Over the last few years, rural India has been becoming an important destination for FMCG products. As the farm incomes have risen over the last decade riding on consistent increase in government support prices of crops and spending on various rural schemes, FMCG products have increasingly found a destination there. However, the potential in rural markets is still far from exhausted. In fact, the industry has just started to realize the potential in rural areas. In this wake, the FMCG companies want the government to substantially increase allocation to rural spending schemes like that National Rural Employment Guarantee Scheme etc. This will boost the disposable income in rural India and further push the demand for FMCG products.
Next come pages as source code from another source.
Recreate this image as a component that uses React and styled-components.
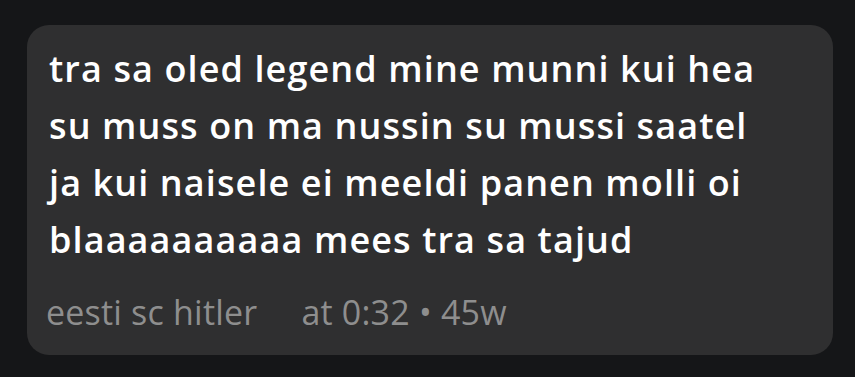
import React from 'react';
import styled, { createGlobalStyle } from 'styled-components';

const GlobalStyle = createGlobalStyle`
  html, body {
    margin: 0;
    padding: 0;
    background: #151618;
  }
  body {
    font-family: "Open Sans", "Noto Sans", sans-serif;
  }
`;

const Page = styled.div`
  width: 855px;
  height: 377px;
  box-sizing: border-box;
  padding: 25px 22px 22px 27px;
  display: flex;
`;

const Bubble = styled.div`
  flex: 1;
  background: #2f2f30;
  border-radius: 22px;
  padding: 15px 20px 0 22px;
  display: flex;
  flex-direction: column;
`;

const Body = styled.div`
  color: #ffffff;
  font-size: 36px;
  font-weight: 600;
  line-height: 57px;
  letter-spacing: 1.1px;
`;

const Meta = styled.div`
  display: flex;
  gap: 44px;
  margin: 24px 0 0 -3px;
  color: #8e8e8e;
  font-size: 34px;
  font-weight: 400;
  line-height: 40px;
  letter-spacing: 0.2px;
`;

const lines = [
  'tra sa oled legend mine munni kui hea',
  'su muss on ma nussin su mussi saatel',
  'ja kui naisele ei meeldi panen molli oi',
  'blaaaaaaaaaa mees tra sa tajud',
];

export default function App() {
  return (
    <>
      <GlobalStyle />
      <Page>
        <Bubble>
          <Body>
            {lines.map((l) => (
              <div key={l}>{l}</div>
            ))}
          </Body>
          <Meta>
            <span>eesti sc hitler</span>
            <span>at 0:32 • 45w</span>
          </Meta>
        </Bubble>
      </Page>
    </>
  );
}
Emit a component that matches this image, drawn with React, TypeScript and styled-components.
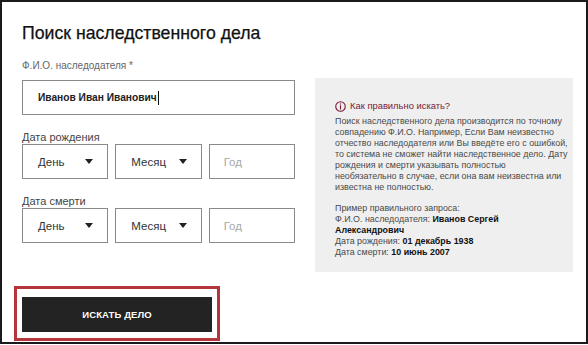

Finally, the FMCG industry has been a strong supporter of goods and services tax (GST) and, in fact, is likely to be one of the biggest beneficiary of the major reform. The application of a uniform indirect tax will help bring down the cost of FMCG products and hence prices. This will provide a major trigger for the demand side of industry. FMCG players therefore want the finance ministry to come out with a compromise formula in the forthcoming Budget that can be acceptable to all the states and would lead to an early implementation of the GST.

The S&P CNX Nifty rose 45.95 points or 0.87% to 5308.65. The index touched a high and a low of 5326.85 and 5263.85, respectively. 

The top gainers on the Nifty were Tata Motors up 4.52%, IDFC up 3.77%, ICICI Bank up 3.76%, ITC up 3.09% and Dr Reddy's up 2.73%.

On the flip side, Hindalco Inds down 3.51%, Sterlite Inds down 2.36%, Tata Power down 2.30%, M&M down 2.11% and Rel Infra down 2.11% were the major losers on the index.

Rest of the Asian markets barring Shanghai Composite which was down by 0.07%, are trading in the green. Hang Seng rose 1.45%, Jakarta Composite added 0.24%, KLSE Composite gained 0.21%, Nikkei 225 surged 0.71%, Straits Times soared 1.29%, Seoul Composite advanced 0.69% and Taiwan Weighted increased 0.68%.